**Aim of the exercise:** Exclude the pictures, then repeat the remaining data exactly.
___ Raw data
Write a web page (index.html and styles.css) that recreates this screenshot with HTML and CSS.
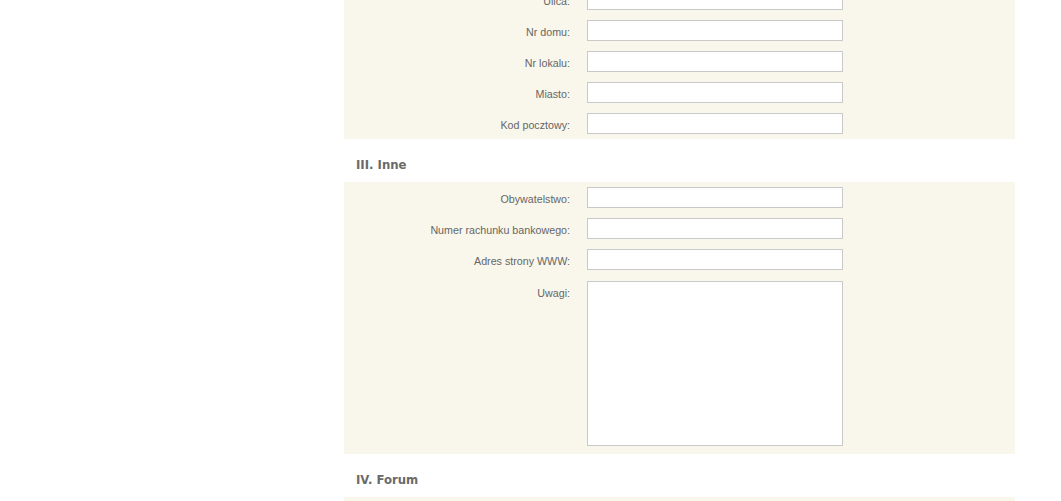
FILE: index.html
```html
<!DOCTYPE html>
<html lang="pl">
<head>
<meta charset="utf-8">
<title>Formularz</title>
<link rel="stylesheet" href="styles.css">
</head>
<body>
<div class="page">
  <div class="form">
    <div class="panel">
      <div class="row"><label class="lbl">Ulica:</label><input class="field" type="text"></div>
      <div class="row"><label class="lbl">Nr domu:</label><input class="field" type="text"></div>
      <div class="row"><label class="lbl">Nr lokalu:</label><input class="field" type="text"></div>
      <div class="row"><label class="lbl">Miasto:</label><input class="field" type="text"></div>
      <div class="row"><label class="lbl">Kod pocztowy:</label><input class="field" type="text"></div>
    </div>
    <h3 class="section">III. Inne</h3>
    <div class="panel panel-tall">
      <div class="row"><label class="lbl">Obywatelstwo:</label><input class="field" type="text"></div>
      <div class="row"><label class="lbl">Numer rachunku bankowego:</label><input class="field" type="text"></div>
      <div class="row"><label class="lbl">Adres strony WWW:</label><input class="field" type="text"></div>
      <div class="row row-area"><label class="lbl">Uwagi:</label><textarea class="area"></textarea></div>
    </div>
    <h3 class="section">IV. Forum</h3>
    <div class="panel panel-next"></div>
  </div>
</div>
</body>
</html>
```
FILE: styles.css
```css
html, body {
  margin: 0;
  padding: 0;
  background: #ffffff;
}
body {
  font-family: "Liberation Sans", Arial, sans-serif;
  overflow: hidden;
}
.page {
  padding-left: 344px;
  margin-top: -16px;
}
.form {
  width: 671px;
}
.panel {
  background: #f9f7eb;
  padding: 5px 0 5px 0;
  display: flex;
  flex-direction: column;
  gap: 10px;
}
.panel-tall {
  padding-bottom: 8px;
}
.panel-next {
  height: 40px;
}
.row {
  display: grid;
  grid-template-columns: 226px 256px;
  column-gap: 17px;
  align-items: start;
}
.row-area {
  margin-top: 1px;
}
.lbl {
  text-align: right;
  font-size: 10.7px;
  line-height: 13px;
  padding-top: 6px;
  color: #666666;
}
.field, .area {
  box-sizing: border-box;
  width: 256px;
  height: 21px;
  margin: 0;
  padding: 2px 3px;
  border: 1px solid #c9c9c9;
  background: #ffffff;
  font-family: "Liberation Sans", Arial, sans-serif;
  font-size: 11px;
  outline: none;
  display: block;
}
.area {
  height: 165px;
  resize: none;
}
.section {
  margin: 0;
  height: 43px;
  box-sizing: border-box;
  padding: 19px 0 0 12px;
  font-family: "DejaVu Sans", Verdana, sans-serif;
  font-size: 11.7px;
  line-height: 14px;
  font-weight: bold;
  color: #6a6a6a;
}
```
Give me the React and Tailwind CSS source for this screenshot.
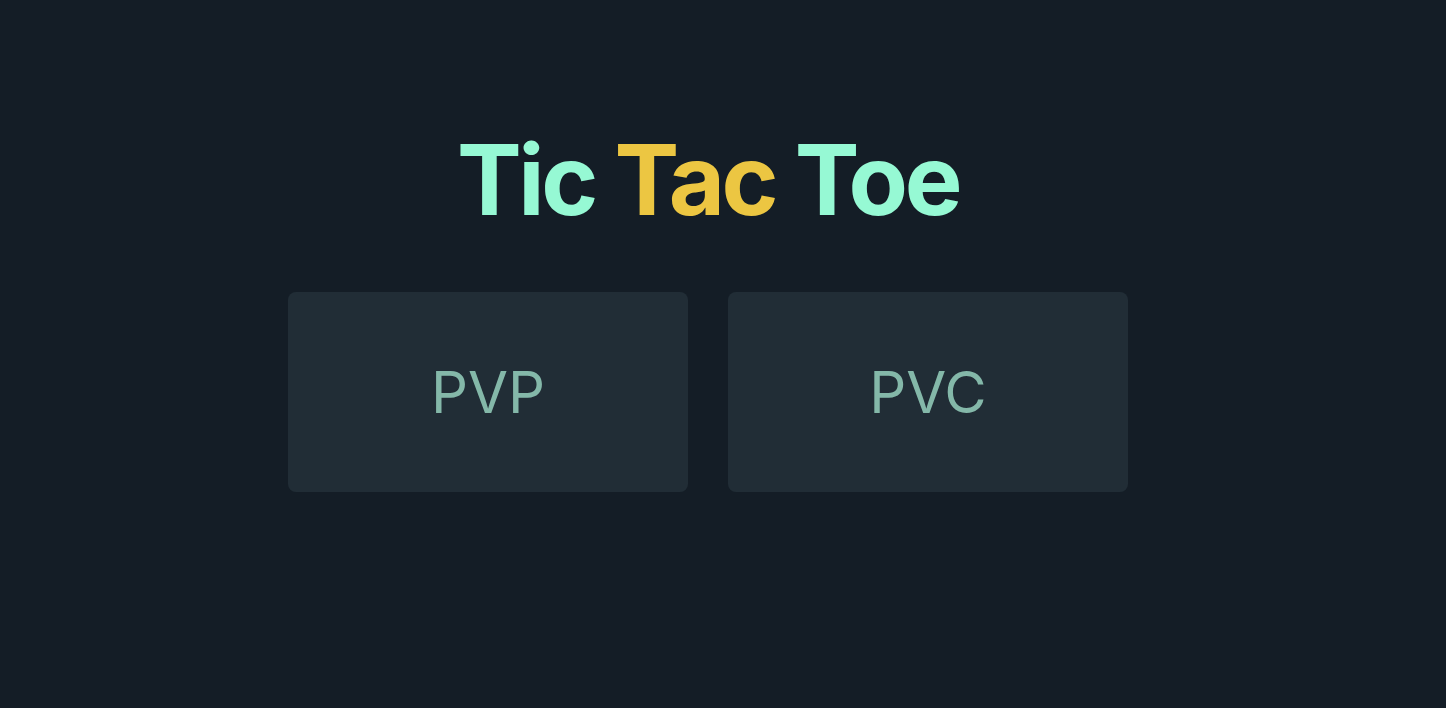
export default function App() {
  return (
    <div
      className="w-full min-h-[708px] bg-[#141d26] flex flex-col items-center pt-[131px] pr-[30px]"
      style={{ fontFamily: "Inter, 'Noto Sans', sans-serif" }}
    >
      <h1 className="text-[97px] leading-none font-bold tracking-[-3.4px]">
        <span className="text-[#96f9d4]">Tic </span>
        <span className="text-[#ecc642]">Tac </span>
        <span className="text-[#96f9d4]">Toe</span>
      </h1>
      <div className="flex gap-10 mt-[64px]">
        <button className="w-[400px] h-[200px] rounded-lg bg-[#212d36] text-[#84b8a9] text-[58px] font-normal flex items-center justify-center">
          PVP
        </button>
        <button className="w-[400px] h-[200px] rounded-lg bg-[#212d36] text-[#84b8a9] text-[58px] font-normal flex items-center justify-center">
          PVC
        </button>
      </div>
    </div>
  );
}
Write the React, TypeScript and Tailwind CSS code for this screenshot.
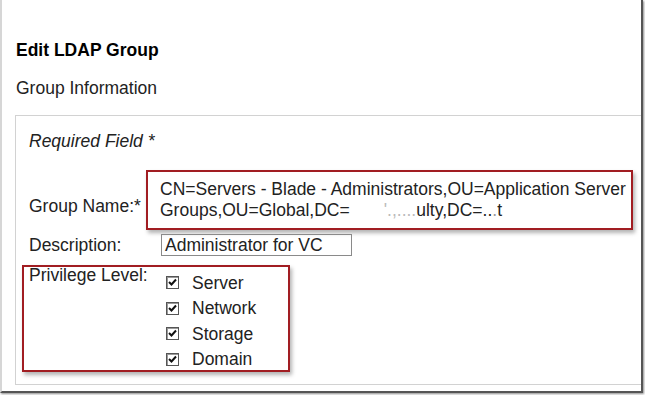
import React from "react";

const PRIVILEGES = ["Server", "Network", "Storage", "Domain"];

const CheckBox = () => (
  <span className="inline-flex w-[13px] h-[13px] border border-[#555] bg-white items-center justify-center shrink-0 shadow-[inset_1px_1px_0_#999]">
    <svg width="11" height="11" viewBox="0 0 11 11">
      <path d="M2 5 L4.5 7.5 L9 2.5" fill="none" stroke="#111" strokeWidth="2" />
    </svg>
  </span>
);

export default function App() {
  return (
    <div className="w-[645px] h-[395px] bg-white overflow-hidden font-['Liberation_Sans',Arial,sans-serif] text-[#222] text-[17.5px]">
      <div className="w-[643px] h-[393px] border-l-2 border-l-[#d6d6d6] border-r-2 border-r-[#555] border-b-2 border-b-[#555] shadow-[1px_1px_2px_rgba(0,0,0,0.45)] pl-[14px] pt-[40px] flex flex-col">
        {/* HEADER */}
        <h1 className="leading-[20px] font-bold text-black">Edit LDAP Group</h1>
        <h2 className="leading-[20px] mt-[18px]">Group Information</h2>

        {/* PANEL */}
        <div className="mt-[17px] -ml-px h-[270px] border-t border-l border-b border-[#d2d2d2] pl-[13px] pt-[15px] flex flex-col">
          <div className="leading-[20px] italic">Required Field *</div>

          {/* group name */}
          <div className="flex items-center mt-[19px]">
            <div className="w-[117px] leading-[20px] pt-[12px]">Group Name:*</div>
            <div className="w-[487px] h-[60px] border-2 border-[#a11d22] shadow-[2px_3px_4px_rgba(0,0,0,0.3)] pl-[12px] pt-[7px] leading-[21px] whitespace-nowrap">
              <div>CN=Servers - Blade - Administrators,OU=Application Server</div>
              <div>
                Groups,OU=Global,DC=<span className="text-[#bbb]">&nbsp;&nbsp;&nbsp;&nbsp;&nbsp;&nbsp;&nbsp;'.,....</span>ulty,DC=..<span className="text-[#999]">.</span>t
              </div>
            </div>
          </div>

          {/* description */}
          <div className="flex items-center mt-[4px]">
            <div className="w-[132px] leading-[20px]">Description:</div>
            <div className="w-[191px] h-[22px] border border-[#8a8a8a] pl-[3px] leading-[20px]">Administrator for VC</div>
          </div>

          {/* privilege level */}
          <div className="mt-[9px] -ml-[7px] w-[268px] h-[107px] border-2 border-[#a11d22] shadow-[2px_3px_4px_rgba(0,0,0,0.3)] pl-[5px] flex">
            <div className="w-[137px] leading-[20px] -mt-[2px]">Privilege Level:</div>
            <div className="flex flex-col pt-[3px]">
              {PRIVILEGES.map((p) => (
                <label key={p} className="flex items-center gap-[13px] h-[25.5px]">
                  <CheckBox />
                  <span>{p}</span>
                </label>
              ))}
            </div>
          </div>
        </div>
      </div>
    </div>
  );
}
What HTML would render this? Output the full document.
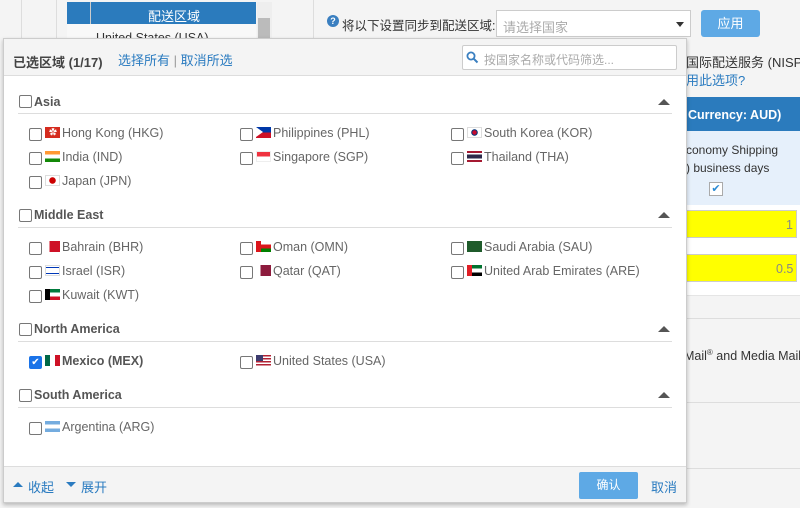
______
**Solution for this exercise:**
Write a web page (index.html and styles.css) that recreates this screenshot with HTML and CSS.
FILE: index.html
```html
<!DOCTYPE html>
<html lang="pl">
<head>
<meta charset="utf-8">
<title>Formularz</title>
<link rel="stylesheet" href="styles.css">
</head>
<body>
<div class="page">
  <div class="form">
    <div class="panel">
      <div class="row"><label class="lbl">Ulica:</label><input class="field" type="text"></div>
      <div class="row"><label class="lbl">Nr domu:</label><input class="field" type="text"></div>
      <div class="row"><label class="lbl">Nr lokalu:</label><input class="field" type="text"></div>
      <div class="row"><label class="lbl">Miasto:</label><input class="field" type="text"></div>
      <div class="row"><label class="lbl">Kod pocztowy:</label><input class="field" type="text"></div>
    </div>
    <h3 class="section">III. Inne</h3>
    <div class="panel panel-tall">
      <div class="row"><label class="lbl">Obywatelstwo:</label><input class="field" type="text"></div>
      <div class="row"><label class="lbl">Numer rachunku bankowego:</label><input class="field" type="text"></div>
      <div class="row"><label class="lbl">Adres strony WWW:</label><input class="field" type="text"></div>
      <div class="row row-area"><label class="lbl">Uwagi:</label><textarea class="area"></textarea></div>
    </div>
    <h3 class="section">IV. Forum</h3>
    <div class="panel panel-next"></div>
  </div>
</div>
</body>
</html>
```
FILE: styles.css
```css
html, body {
  margin: 0;
  padding: 0;
  background: #ffffff;
}
body {
  font-family: "Liberation Sans", Arial, sans-serif;
  overflow: hidden;
}
.page {
  padding-left: 344px;
  margin-top: -16px;
}
.form {
  width: 671px;
}
.panel {
  background: #f9f7eb;
  padding: 5px 0 5px 0;
  display: flex;
  flex-direction: column;
  gap: 10px;
}
.panel-tall {
  padding-bottom: 8px;
}
.panel-next {
  height: 40px;
}
.row {
  display: grid;
  grid-template-columns: 226px 256px;
  column-gap: 17px;
  align-items: start;
}
.row-area {
  margin-top: 1px;
}
.lbl {
  text-align: right;
  font-size: 10.7px;
  line-height: 13px;
  padding-top: 6px;
  color: #666666;
}
.field, .area {
  box-sizing: border-box;
  width: 256px;
  height: 21px;
  margin: 0;
  padding: 2px 3px;
  border: 1px solid #c9c9c9;
  background: #ffffff;
  font-family: "Liberation Sans", Arial, sans-serif;
  font-size: 11px;
  outline: none;
  display: block;
}
.area {
  height: 165px;
  resize: none;
}
.section {
  margin: 0;
  height: 43px;
  box-sizing: border-box;
  padding: 19px 0 0 12px;
  font-family: "DejaVu Sans", Verdana, sans-serif;
  font-size: 11.7px;
  line-height: 14px;
  font-weight: bold;
  color: #6a6a6a;
}
```
Give me the React and Tailwind CSS source for this screenshot.
export default function App() {
  return (
    <div
      className="w-full min-h-[708px] bg-[#141d26] flex flex-col items-center pt-[131px] pr-[30px]"
      style={{ fontFamily: "Inter, 'Noto Sans', sans-serif" }}
    >
      <h1 className="text-[97px] leading-none font-bold tracking-[-3.4px]">
        <span className="text-[#96f9d4]">Tic </span>
        <span className="text-[#ecc642]">Tac </span>
        <span className="text-[#96f9d4]">Toe</span>
      </h1>
      <div className="flex gap-10 mt-[64px]">
        <button className="w-[400px] h-[200px] rounded-lg bg-[#212d36] text-[#84b8a9] text-[58px] font-normal flex items-center justify-center">
          PVP
        </button>
        <button className="w-[400px] h-[200px] rounded-lg bg-[#212d36] text-[#84b8a9] text-[58px] font-normal flex items-center justify-center">
          PVC
        </button>
      </div>
    </div>
  );
}
Write the React, TypeScript and Tailwind CSS code for this screenshot.
import React from "react";

const PRIVILEGES = ["Server", "Network", "Storage", "Domain"];

const CheckBox = () => (
  <span className="inline-flex w-[13px] h-[13px] border border-[#555] bg-white items-center justify-center shrink-0 shadow-[inset_1px_1px_0_#999]">
    <svg width="11" height="11" viewBox="0 0 11 11">
      <path d="M2 5 L4.5 7.5 L9 2.5" fill="none" stroke="#111" strokeWidth="2" />
    </svg>
  </span>
);

export default function App() {
  return (
    <div className="w-[645px] h-[395px] bg-white overflow-hidden font-['Liberation_Sans',Arial,sans-serif] text-[#222] text-[17.5px]">
      <div className="w-[643px] h-[393px] border-l-2 border-l-[#d6d6d6] border-r-2 border-r-[#555] border-b-2 border-b-[#555] shadow-[1px_1px_2px_rgba(0,0,0,0.45)] pl-[14px] pt-[40px] flex flex-col">
        {/* HEADER */}
        <h1 className="leading-[20px] font-bold text-black">Edit LDAP Group</h1>
        <h2 className="leading-[20px] mt-[18px]">Group Information</h2>

        {/* PANEL */}
        <div className="mt-[17px] -ml-px h-[270px] border-t border-l border-b border-[#d2d2d2] pl-[13px] pt-[15px] flex flex-col">
          <div className="leading-[20px] italic">Required Field *</div>

          {/* group name */}
          <div className="flex items-center mt-[19px]">
            <div className="w-[117px] leading-[20px] pt-[12px]">Group Name:*</div>
            <div className="w-[487px] h-[60px] border-2 border-[#a11d22] shadow-[2px_3px_4px_rgba(0,0,0,0.3)] pl-[12px] pt-[7px] leading-[21px] whitespace-nowrap">
              <div>CN=Servers - Blade - Administrators,OU=Application Server</div>
              <div>
                Groups,OU=Global,DC=<span className="text-[#bbb]">&nbsp;&nbsp;&nbsp;&nbsp;&nbsp;&nbsp;&nbsp;'.,....</span>ulty,DC=..<span className="text-[#999]">.</span>t
              </div>
            </div>
          </div>

          {/* description */}
          <div className="flex items-center mt-[4px]">
            <div className="w-[132px] leading-[20px]">Description:</div>
            <div className="w-[191px] h-[22px] border border-[#8a8a8a] pl-[3px] leading-[20px]">Administrator for VC</div>
          </div>

          {/* privilege level */}
          <div className="mt-[9px] -ml-[7px] w-[268px] h-[107px] border-2 border-[#a11d22] shadow-[2px_3px_4px_rgba(0,0,0,0.3)] pl-[5px] flex">
            <div className="w-[137px] leading-[20px] -mt-[2px]">Privilege Level:</div>
            <div className="flex flex-col pt-[3px]">
              {PRIVILEGES.map((p) => (
                <label key={p} className="flex items-center gap-[13px] h-[25.5px]">
                  <CheckBox />
                  <span>{p}</span>
                </label>
              ))}
            </div>
          </div>
        </div>
      </div>
    </div>
  );
}
What HTML would render this? Output the full document.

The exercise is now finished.